Ja bym zaczal czystke od linii defensywy , potem od pomocy, lecz na to nie ma za bardzo kasy. My mamy Albiola , ale Villareal pokazal ze za niewielkie piniadze mozna pozyskac takich stoperow jak Gonzalo czy Godin.
Villi mi szkoda bo widac ogromne zaangazowanie i walke u niego , ale tez frustracje z powodu bezsilnosci druzyny. Czas zeby Villa dokonal kroku naprzod w swojej karierze...
Fernando Gomez deklaruje absolutne poparcie dla Emerego, ale moim pragnieniem byłoby sprowadzenie właśnie Pellegriniego lub Ramosa.
Zgadzam się, że drużynę można zbudować bez wielkich pieniędzy, pełno w La Liga potencjalnych gwiazd. Nie wiem tylko dlaczego nie chcielibyście (Ruben i Pedro) dawać szansy Sunny'emu i Montoro, skoro najchętniej przegonilibyście obecny środek pola. Z choć trochę racjonalnych możliwości chciałbym sprowadzenia Renato i stworzenia przez niego duetu z Marcheną, ale Michel, Montoro czy Sunny mogliby starać się ich czasem zastępować. Do środka i tak trzeba z 5 graczy, a jeśli mamy rozpędzić obecny skład, kimś go musimy wypełnić. Najlepiej kimś młodym i ambitnym, czemu w dodatku nie darmowym?
A w ogóle te żółtki jeśli dobrze pamiętam nastrzelały nam w ostatnich 5 meczach 15 bramek!
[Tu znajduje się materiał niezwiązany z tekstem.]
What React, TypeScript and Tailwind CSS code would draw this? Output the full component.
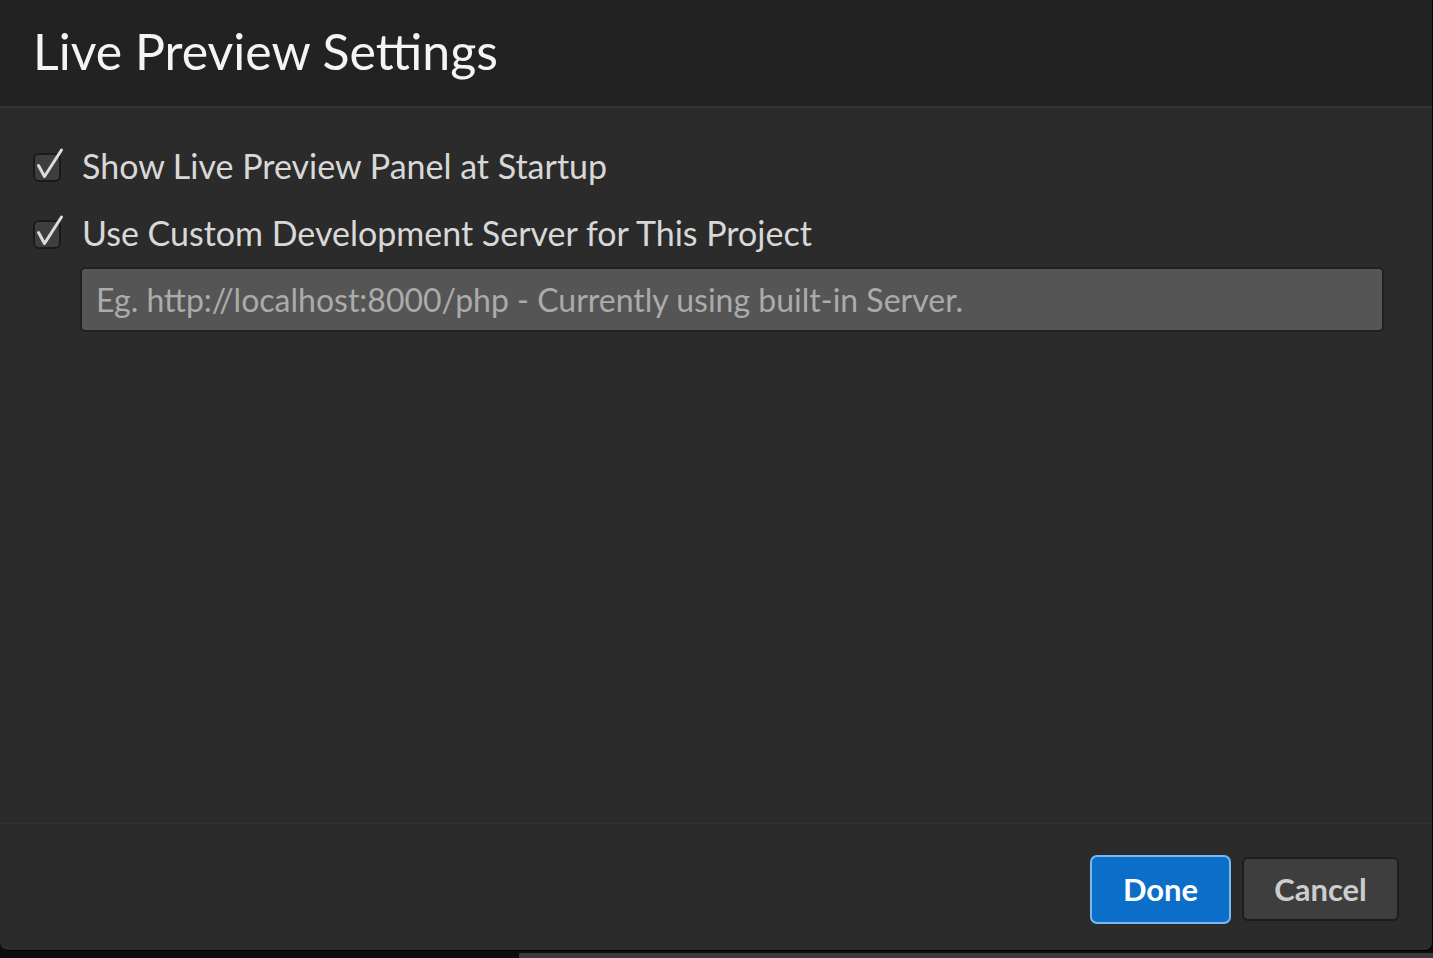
import React from 'react';

const FONT = { fontFamily: 'Lato, "Noto Sans", sans-serif' };

function CheckMark() {
  return (
    <div className="relative w-[28px] h-[29px] shrink-0">
      <div className="absolute inset-0 rounded-[6px] bg-[#3e3e3e] border-2 border-[#1a1a1a]" />
      <svg className="absolute left-0 top-[-6px] w-[32px] h-[36px]" viewBox="0 0 32 36" fill="none">
        <path d="M5.5 18.5 L11.5 29.5 L28.5 3" stroke="#dcdcdc" strokeWidth="3" strokeLinecap="round" strokeLinejoin="round" />
      </svg>
    </div>
  );
}

function CheckRow({ label }: { label: string }) {
  return (
    <div className="flex items-center h-[40px] gap-[21px]">
      <CheckMark />
      <span className="text-[34px] text-[#d8d8d8] leading-none pb-[2px]">{label}</span>
    </div>
  );
}

export default function App() {
  return (
    <div className="h-screen w-full bg-[#0c0c0c] flex flex-col overflow-hidden" style={FONT}>
      {/* dialog */}
      <div className="flex-1 flex flex-col bg-[#2b2b2b] rounded-b-[8px] border-b border-r border-black overflow-hidden">
        <div className="h-[108px] shrink-0 bg-[#222222] border-b-2 border-[#353535] flex items-center pl-[33px] pb-[4px]">
          <h1 className="text-[50px] text-[#f4f4f4] leading-none">Live Preview Settings</h1>
        </div>

        <div className="flex-1 pt-[39px] pl-[33px] pr-[48px] flex flex-col">
          <CheckRow label="Show Live Preview Panel at Startup" />
          <div className="h-[27px]" />
          <CheckRow label="Use Custom Development Server for This Project" />
          <input
            className="mt-[13px] ml-[47px] h-[65px] rounded-[5px] bg-[#555555] border-2 border-[#202020] pl-[14px] text-[32px] text-[#dddddd] placeholder:text-[#ababab] outline-none"
            placeholder="Eg. http://localhost:8000/php - Currently using built-in Server."
          />
        </div>

        <div className="h-[127px] shrink-0 border-t border-[#323232] flex items-center justify-end pr-[33px] pt-[4px] gap-[11px]">
          <button className="w-[141px] h-[69px] rounded-[7px] bg-[#0b6ec9] border-2 border-[#7ab9f0] text-white text-[31px] font-bold">
            Done
          </button>
          <button className="w-[157px] h-[64px] rounded-[6px] bg-[#3e3e3e] border-2 border-[#1d1d1d] text-[#cdcdcd] text-[31px] font-bold">
            Cancel
          </button>
        </div>
      </div>
      <div className="h-[7px] shrink-0 flex">
        <div className="ml-[519px] mt-[2px] flex-1 bg-[#3a3a3a]" />
      </div>
    </div>
  );
}
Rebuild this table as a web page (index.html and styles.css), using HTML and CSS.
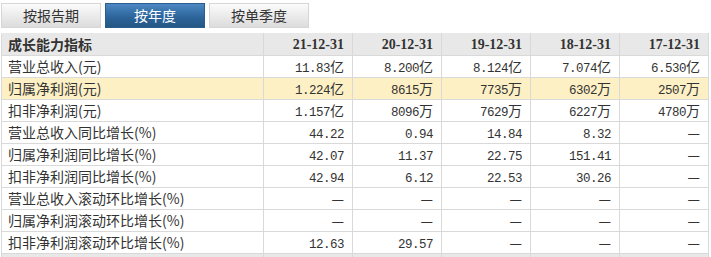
FILE: index.html
```html
<!DOCTYPE html>
<html lang="zh-CN">
<head>
<meta charset="utf-8">
<link rel="stylesheet" href="styles.css">
</head>
<body>
<div class="tabs">
  <div class="tab">按报告期</div>
  <div class="tab active">按年度</div>
  <div class="tab">按单季度</div>
</div>
<table class="grid">
  <thead>
    <tr><th class="label">成长能力指标</th><th>21-12-31</th><th>20-12-31</th><th>19-12-31</th><th>18-12-31</th><th>17-12-31</th></tr>
  </thead>
  <tbody>
    <tr><td class="label">营业总收入(元)</td><td><span class="n">11.83</span>亿</td><td><span class="n">8.200</span>亿</td><td><span class="n">8.124</span>亿</td><td><span class="n">7.074</span>亿</td><td><span class="n">6.530</span>亿</td></tr>
    <tr class="hl"><td class="label">归属净利润(元)</td><td><span class="n">1.224</span>亿</td><td><span class="n">8615</span>万</td><td><span class="n">7735</span>万</td><td><span class="n">6302</span>万</td><td><span class="n">2507</span>万</td></tr>
    <tr><td class="label">扣非净利润(元)</td><td><span class="n">1.157</span>亿</td><td><span class="n">8096</span>万</td><td><span class="n">7629</span>万</td><td><span class="n">6227</span>万</td><td><span class="n">4780</span>万</td></tr>
    <tr><td class="label">营业总收入同比增长(%)</td><td><span class="n">44.22</span></td><td><span class="n">0.94</span></td><td><span class="n">14.84</span></td><td><span class="n">8.32</span></td><td>—</td></tr>
    <tr><td class="label">归属净利润同比增长(%)</td><td><span class="n">42.07</span></td><td><span class="n">11.37</span></td><td><span class="n">22.75</span></td><td><span class="n">151.41</span></td><td>—</td></tr>
    <tr><td class="label">扣非净利润同比增长(%)</td><td><span class="n">42.94</span></td><td><span class="n">6.12</span></td><td><span class="n">22.53</span></td><td><span class="n">30.26</span></td><td>—</td></tr>
    <tr><td class="label">营业总收入滚动环比增长(%)</td><td>—</td><td>—</td><td>—</td><td>—</td><td>—</td></tr>
    <tr><td class="label">归属净利润滚动环比增长(%)</td><td>—</td><td>—</td><td>—</td><td>—</td><td>—</td></tr>
    <tr><td class="label">扣非净利润滚动环比增长(%)</td><td><span class="n">12.63</span></td><td><span class="n">29.57</span></td><td>—</td><td>—</td><td>—</td></tr>
    <tr class="foot"><td class="label"></td><td></td><td></td><td></td><td></td><td></td></tr>
  </tbody>
</table>
</body>
</html>
```
FILE: styles.css
```css
html, body {
  margin: 0;
  padding: 0;
  background: #fff;
  overflow: hidden;
}
body {
  font-family: "Noto Sans CJK SC", "Liberation Sans", sans-serif;
  font-size: 14px;
  color: #333;
}
.tabs {
  display: flex;
  gap: 4px;
  padding: 3px 0 0 1px;
  height: 25px;
}
.tab {
  width: 98px;
  height: 23px;
  line-height: 23px;
  text-align: center;
  border: 1px solid #d6d6d6;
  background: linear-gradient(#fbfbfb, #dcdcdc);
  color: #333;
  font-size: 14px;
  overflow: hidden;
}
.tab.active {
  border-color: #2a5d8d;
  background: linear-gradient(#4c88c2, #2b6399 60%, #245784);
  color: #fff;
}
.grid {
  margin: 5px 0 0 1px;
  border-collapse: collapse;
  table-layout: fixed;
  width: 707px;
}
.grid th, .grid td {
  border: 1px solid #d9d9d9;
  height: 21px;
  padding: 0 8px 0 6px;
  text-align: right;
  white-space: nowrap;
  line-height: 21px;
  overflow: hidden;
  box-sizing: border-box;
}
.grid tr {
  height: 22px;
}
.grid th {
  background: #e8e8e8;
  font-family: "Liberation Serif", "Noto Sans CJK SC", serif;
  font-weight: bold;
  font-size: 14px;
  color: #333;
  border-top-color: #e8e8e8;
}
.grid th.label {
  font-family: "Noto Sans CJK SC", sans-serif;
}
.grid .label {
  text-align: left;
  width: 262px;
}
.grid th:not(.label), .grid td:not(.label) {
  width: 89px;
}
.n {
  font-family: "Liberation Mono", monospace;
  font-size: 12.5px;
  letter-spacing: -0.5px;
  line-height: 1;
}
.hl td {
  background: #fdf0c5;
}
.foot td {
  background: #e8e8e8;
}
```
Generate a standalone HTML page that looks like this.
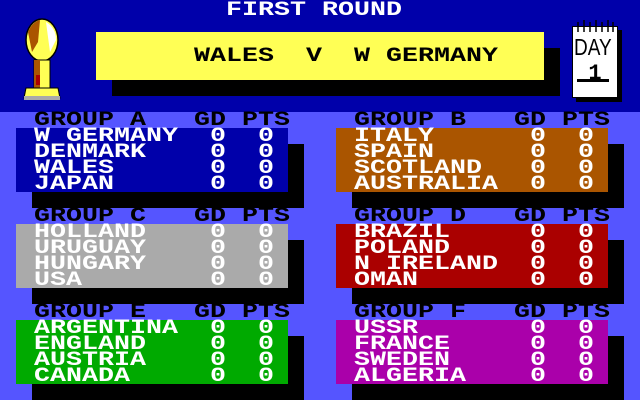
<!DOCTYPE html>
<html><head><style>
*{margin:0;padding:0}
body{width:640px;height:400px;overflow:hidden;background:#5555ff;position:relative;font-family:"Liberation Mono",monospace}
.a{position:absolute}
.t{position:absolute;font-weight:bold;font-size:20px;line-height:16px;white-space:pre;transform:scaleX(1.333);transform-origin:0 0;letter-spacing:0}
.w{color:#fff}.k{color:#000}
</style></head><body>
<div class="a" style="left:0;top:0;width:640px;height:112px;background:#0000aa"></div>
<div class="t w" style="left:226px;top:3px">FIRST ROUND</div>
<div class="a" style="left:112px;top:48px;width:448px;height:48px;background:#000"></div>
<div class="a" style="left:96px;top:32px;width:448px;height:48px;background:#ffff55"></div>
<div class="t k" style="left:194px;top:49px">WALES  V  W GERMANY</div>
<!-- trophy -->
<svg class="a" style="left:-6px;top:0" width="90" height="112">
<ellipse cx="48" cy="40" rx="16" ry="21" fill="#ffff55" stroke="#000" stroke-width="1.5"/>
<path d="M34 32 Q38 22 46 20 L44 42 L38 52 Z" fill="#aa5500"/>
<path d="M52 22 Q62 28 62 40 L56 52 Z" fill="#fff"/>
<path d="M40 60 L56 60 L56 88 L40 88 Z" fill="#ffff55" stroke="#000"/>
<rect x="40" y="60" width="6" height="28" fill="#aa5500"/>
<rect x="42" y="75" width="4" height="10" fill="#aa0000"/>
<path d="M32 88 L64 88 L66 98 L30 98 Z" fill="#ffff55" stroke="#000"/>
<rect x="30" y="96" width="36" height="4" fill="#aaa"/>
</svg>
<!-- calendar -->
<div class="a" style="left:576px;top:30px;width:46px;height:72px;background:#000"></div>
<div class="a" style="left:572px;top:26px;width:46px;height:72px;background:#fff;border:1px solid #000;box-sizing:border-box"></div>
<svg class="a" style="left:572px;top:18px" width="46" height="14"><path d="M6 4v10M12 2v12M18 4v10M24 2v12M30 4v10M36 2v12M41 4v10" stroke="#000" stroke-width="1.5"/></svg>
<div class="a" style="left:574px;top:38px;font-family:'Liberation Sans',sans-serif;font-size:19px;color:#000;line-height:22px;transform:scaleY(1.2)">DAY</div>
<div class="a" style="left:580px;top:61px;width:30px;height:18px;font-weight:bold;font-size:22px;color:#000;text-align:center">1</div>
<div class="a" style="left:577px;top:79px;width:32px;height:3px;background:#000"></div>

<!-- groups -->
<div class="a" style="left:32px;top:144px;width:272px;height:64px;background:#000"></div>
<div class="a" style="left:16px;top:128px;width:272px;height:64px;background:#0000aa"></div>
<div class="a" style="left:352px;top:144px;width:272px;height:64px;background:#000"></div>
<div class="a" style="left:336px;top:128px;width:272px;height:64px;background:#aa5500"></div>
<div class="a" style="left:32px;top:240px;width:272px;height:64px;background:#000"></div>
<div class="a" style="left:16px;top:224px;width:272px;height:64px;background:#aaaaaa"></div>
<div class="a" style="left:352px;top:240px;width:272px;height:64px;background:#000"></div>
<div class="a" style="left:336px;top:224px;width:272px;height:64px;background:#aa0000"></div>
<div class="a" style="left:32px;top:336px;width:272px;height:64px;background:#000"></div>
<div class="a" style="left:16px;top:320px;width:272px;height:64px;background:#00aa00"></div>
<div class="a" style="left:352px;top:336px;width:272px;height:64px;background:#000"></div>
<div class="a" style="left:336px;top:320px;width:272px;height:64px;background:#aa00aa"></div>

<div class="t k" style="left:34px;top:113px">GROUP A   GD PTS</div>
<div class="t w" style="left:34px;top:129px">W GERMANY  0  0
DENMARK    0  0
WALES      0  0
JAPAN      0  0</div>
<div class="t k" style="left:354px;top:113px">GROUP B   GD PTS</div>
<div class="t w" style="left:354px;top:129px">ITALY      0  0
SPAIN      0  0
SCOTLAND   0  0
AUSTRALIA  0  0</div>
<div class="t k" style="left:34px;top:209px">GROUP C   GD PTS</div>
<div class="t w" style="left:34px;top:225px">HOLLAND    0  0
URUGUAY    0  0
HUNGARY    0  0
USA        0  0</div>
<div class="t k" style="left:354px;top:209px">GROUP D   GD PTS</div>
<div class="t w" style="left:354px;top:225px">BRAZIL     0  0
POLAND     0  0
N IRELAND  0  0
OMAN       0  0</div>
<div class="t k" style="left:34px;top:305px">GROUP E   GD PTS</div>
<div class="t w" style="left:34px;top:321px">ARGENTINA  0  0
ENGLAND    0  0
AUSTRIA    0  0
CANADA     0  0</div>
<div class="t k" style="left:354px;top:305px">GROUP F   GD PTS</div>
<div class="t w" style="left:354px;top:321px">USSR       0  0
FRANCE     0  0
SWEDEN     0  0
ALGERIA    0  0</div>
</body></html>
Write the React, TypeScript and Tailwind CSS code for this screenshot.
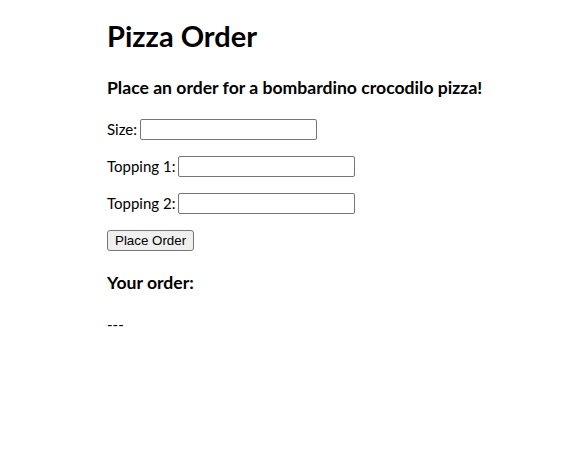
import React, { useState } from 'react';

const Row: React.FC<{ label: string; value: string; onChange: (v: string) => void }> = ({ label, value, onChange }) => (
    <div className="flex items-center h-[21px] mb-[16px]">
        <span className="mr-[3px]">{label}</span>
        <input
            value={value}
            onChange={(e) => onChange(e.target.value)}
            className="w-[177px] h-[21px] border border-[#767676] rounded-[2px] bg-white px-[2px] outline-none text-[13px]"
        />
    </div>
);

const App: React.FC = () => {
    const [size, setSize] = useState('');
    const [topping1, setTopping1] = useState('');
    const [topping2, setTopping2] = useState('');
    const [order, setOrder] = useState('---');

    const placeOrder = () => {
        setOrder(`${size} ${topping1} ${topping2}`.trim() || '---');
    };

    return (
        <div className="min-h-screen bg-white text-black font-['Lato','Liberation_Sans',sans-serif] text-[15px] pl-[107px] pt-[19px]">
            <h1 className="text-[29px] font-bold leading-[34px]">Pizza Order</h1>
            <h3 className="text-[17.6px] font-bold leading-[22px] mt-[24px]">Place an order for a bombardino crocodilo pizza!</h3>
            <div className="mt-[20px]">
                <Row label="Size:" value={size} onChange={setSize} />
                <Row label="Topping 1:" value={topping1} onChange={setTopping1} />
                <Row label="Topping 2:" value={topping2} onChange={setTopping2} />
            </div>
            <div className="flex h-[21px]">
                <button
                    onClick={placeOrder}
                    className="h-[21px] px-[7px] bg-[#efefef] border border-[#767676] rounded-[3px] text-[13.33px] leading-none font-['Liberation_Sans',Arial,sans-serif]"
                >
                    Place Order
                </button>
            </div>
            <h3 className="text-[17.6px] font-bold leading-[22px] mt-[21px]">Your order:</h3>
            <p className="mt-[19px]">{order}</p>
        </div>
    );
};

export default App;
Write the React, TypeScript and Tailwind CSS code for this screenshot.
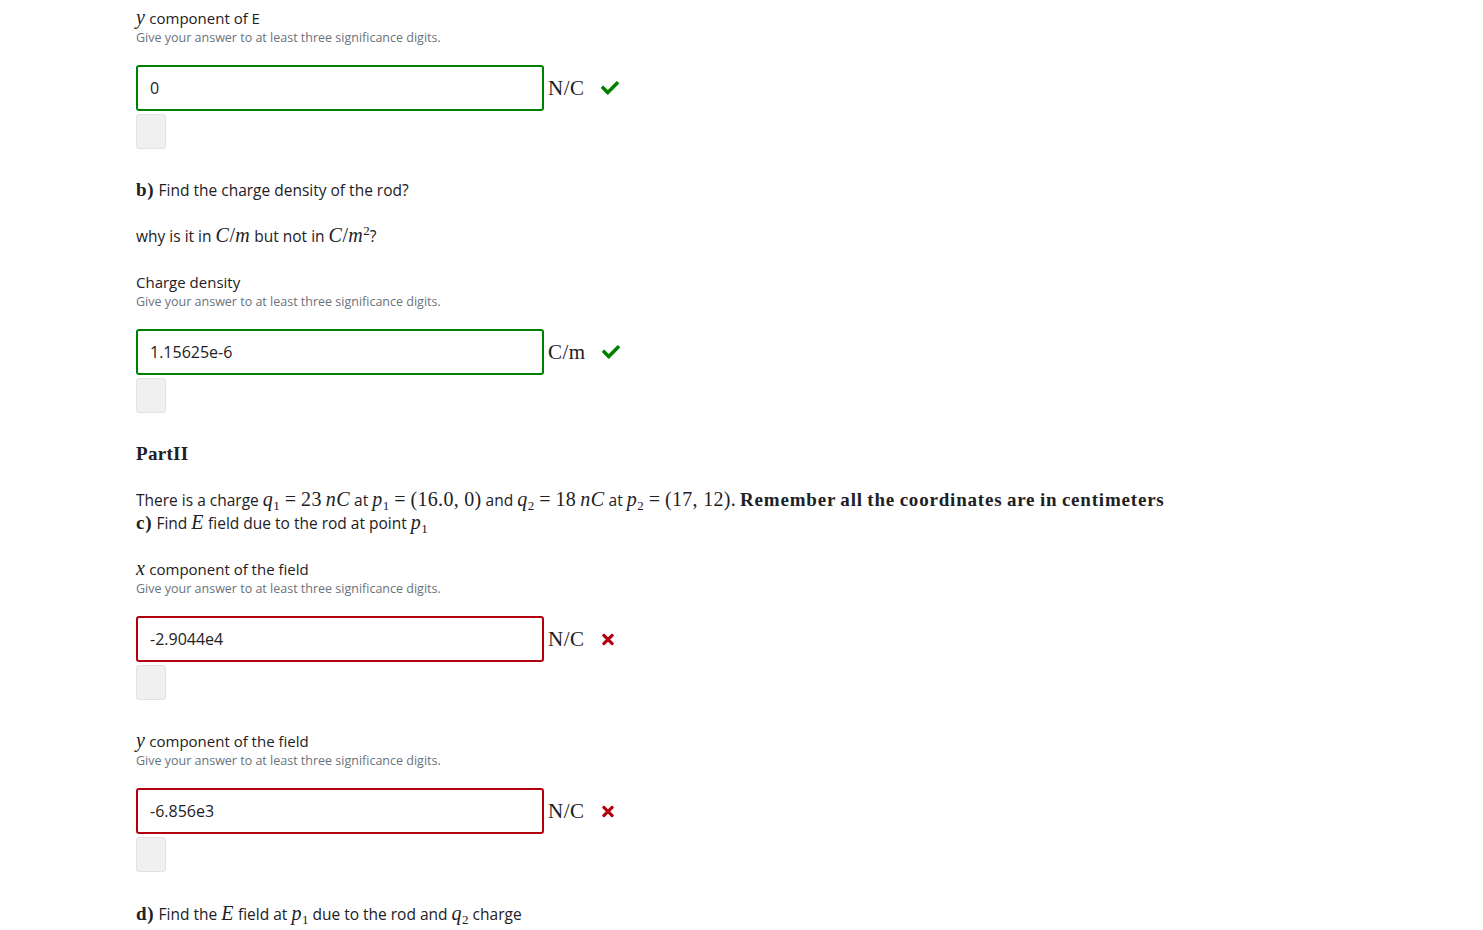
import { FaCheck, FaTimes } from "react-icons/fa";

const SANS = { fontFamily: '"Open Sans", "Noto Sans", sans-serif' };
const SERIF = { fontFamily: '"Liberation Serif", "DejaVu Serif", serif' };

const M = ({ children }: { children: React.ReactNode }) => (
  <span className="text-[20px] leading-none italic tracking-[0.5px]" style={SERIF}>
    {children}
  </span>
);

const B = ({ children }: { children: React.ReactNode }) => (
  <span className="text-[19px] leading-none font-bold tracking-[0.8px] [word-spacing:-1px]" style={SERIF}>
    {children}
  </span>
);

const R = ({ children }: { children: React.ReactNode }) => (
  <span className="text-[20px] leading-none tracking-[0.3px]" style={SERIF}>
    {children}
  </span>
);

const Eq = () => (
  <span className="text-[20px] leading-none mx-[5px]" style={SERIF}>
    =
  </span>
);

const Sub = ({ children }: { children: React.ReactNode }) => (
  <span className="relative top-[4px] text-[13px] leading-none" style={SERIF}>
    {children}
  </span>
);

const Answer = ({
  value,
  unit,
  ok,
}: {
  value: string;
  unit: string;
  ok: boolean;
}) => (
  <div className="mt-[18px]">
    <div className="flex items-center">
      <div
        className={`w-[408px] h-[46px] border-2 rounded-[3px] bg-white flex items-center px-3 text-[16px] text-[#1d2125] ${
          ok ? "border-[#008000]" : "border-[#b3000f]"
        }`}
      >
        {value}
      </div>
      <span className="ml-[4px] text-[21px] leading-none tracking-[0.5px] text-[#1d2125]" style={SERIF}>
        {unit}
      </span>
      {ok ? (
        <FaCheck className="ml-[16px] w-[18px] h-[18px] text-[#008000]" />
      ) : (
        <FaTimes className="ml-[16px] w-[14px] h-[17px] text-[#b3000f]" />
      )}
    </div>
    <div className="mt-[3px] w-[30px] h-[35px] rounded-[3px] bg-[#f0f0f0] border border-[#e2e2e2]" />
  </div>
);

const Field = ({ label }: { label: React.ReactNode }) => (
  <div>
    <div className="text-[15px] leading-[22px] text-[#1d2125]">{label}</div>
    <div className="text-[12.5px] leading-[18px] text-[#6a737b]">
      Give your answer to at least three significance digits.
    </div>
  </div>
);

export default function App() {
  return (
    <div className="min-h-screen bg-white pl-[136px] pt-[7px] text-[#1d2125]" style={SANS}>
      <Field
        label={
          <>
            <M>y</M> component of E
          </>
        }
      />
      <Answer value="0" unit="N/C" ok />

      <p className="mt-[30px] text-[15.5px] leading-[22px]">
        <B>b)</B> Find the charge density of the rod?
      </p>
      <p className="mt-[24px] text-[15.5px] leading-[22px]">
        why is it in <M>C</M>
        <R>/</R>
        <M>m</M> but not in <M>C</M>
        <R>/</R>
        <M>m</M>
        <span className="relative -top-[7px] text-[13px] leading-none" style={SERIF}>
          2
        </span>
        ?
      </p>

      <div className="mt-[24px]">
        <Field label="Charge density" />
      </div>
      <Answer value="1.15625e-6" unit="C/m" ok />

      <p className="mt-[28px] text-[19px] leading-[26px] font-bold tracking-[0.3px]" style={SERIF}>
        PartII
      </p>

      <div className="mt-[22px] text-[15.5px] leading-[23px]">
        <p>
          There is a charge <M>q</M>
          <Sub>1</Sub>
          <Eq />
          <R>23</R> <M>nC</M> at <M>p</M>
          <Sub>1</Sub>
          <Eq />
          <R>(16.0, 0)</R> and <M>q</M>
          <Sub>2</Sub>
          <Eq />
          <R>18</R> <M>nC</M> at <M>p</M>
          <Sub>2</Sub>
          <Eq />
          <R>(17, 12).</R> <B>Remember all the coordinates are in centimeters</B>
        </p>
        <p>
          <B>c)</B> Find <M>E</M> field due to the rod at point <M>p</M>
          <Sub>1</Sub>
        </p>
      </div>

      <div className="mt-[23px]">
        <Field
          label={
            <>
              <M>x</M> component of the field
            </>
          }
        />
      </div>
      <Answer value="-2.9044e4" unit="N/C" ok={false} />

      <div className="mt-[30px]">
        <Field
          label={
            <>
              <M>y</M> component of the field
            </>
          }
        />
      </div>
      <Answer value="-6.856e3" unit="N/C" ok={false} />

      <p className="mt-[31px] text-[15.5px] leading-[22px]">
        <B>d)</B> Find the <M>E</M> field at <M>p</M>
        <Sub>1</Sub> due to the rod and <M>q</M>
        <Sub>2</Sub> charge
      </p>
    </div>
  );
}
To pokazuje jak bardzo zeszliśmy na psy.
Ule, nie wiem dlaczego chcesz naszej zguby. Valencia niechybnie utonie, jeśli w pomocy wystawisz Sunniego i Montoro. Ten pierwszy zagrał w tym sezonie 41 (czterdzieści jeden)minut (1 gwiazdka), Montoro w Murcii (II liga) trochę ponad 1000 min. z oceną 4 gwiazdek (na 10 możliwych) i niczym się nie wyróżniał.
Jeśli już, to prędzej widziałbym Jordiego Albę (Nastic), no i Miku (Salamanca).
Michel jak najbardziej, Aaron też.
Wiem, że Sunny zmarnował sezon, wiem jak Foroche ocenia Montoro ;) Ale dać im szanse nie zaszkodzi, skoro powinniśmy rozpędzić obecną pomoc. Mało zarabiają, są młodzi i według mnie sprawiali wrażenie piłkarzy niegłupich. Wiele nie stracimy jeśli im zaufamy, bo trzymanie Albeldy, Edu i (mimo wszystko) Barajy, to czyste marnotrawstwo. A sportowo Montoro i Sunny wcale nie muszą być obecnie słabsi.
Miku jest raczej pewny, Fernando kiedyś o tym mówił w wywiadzie na SD.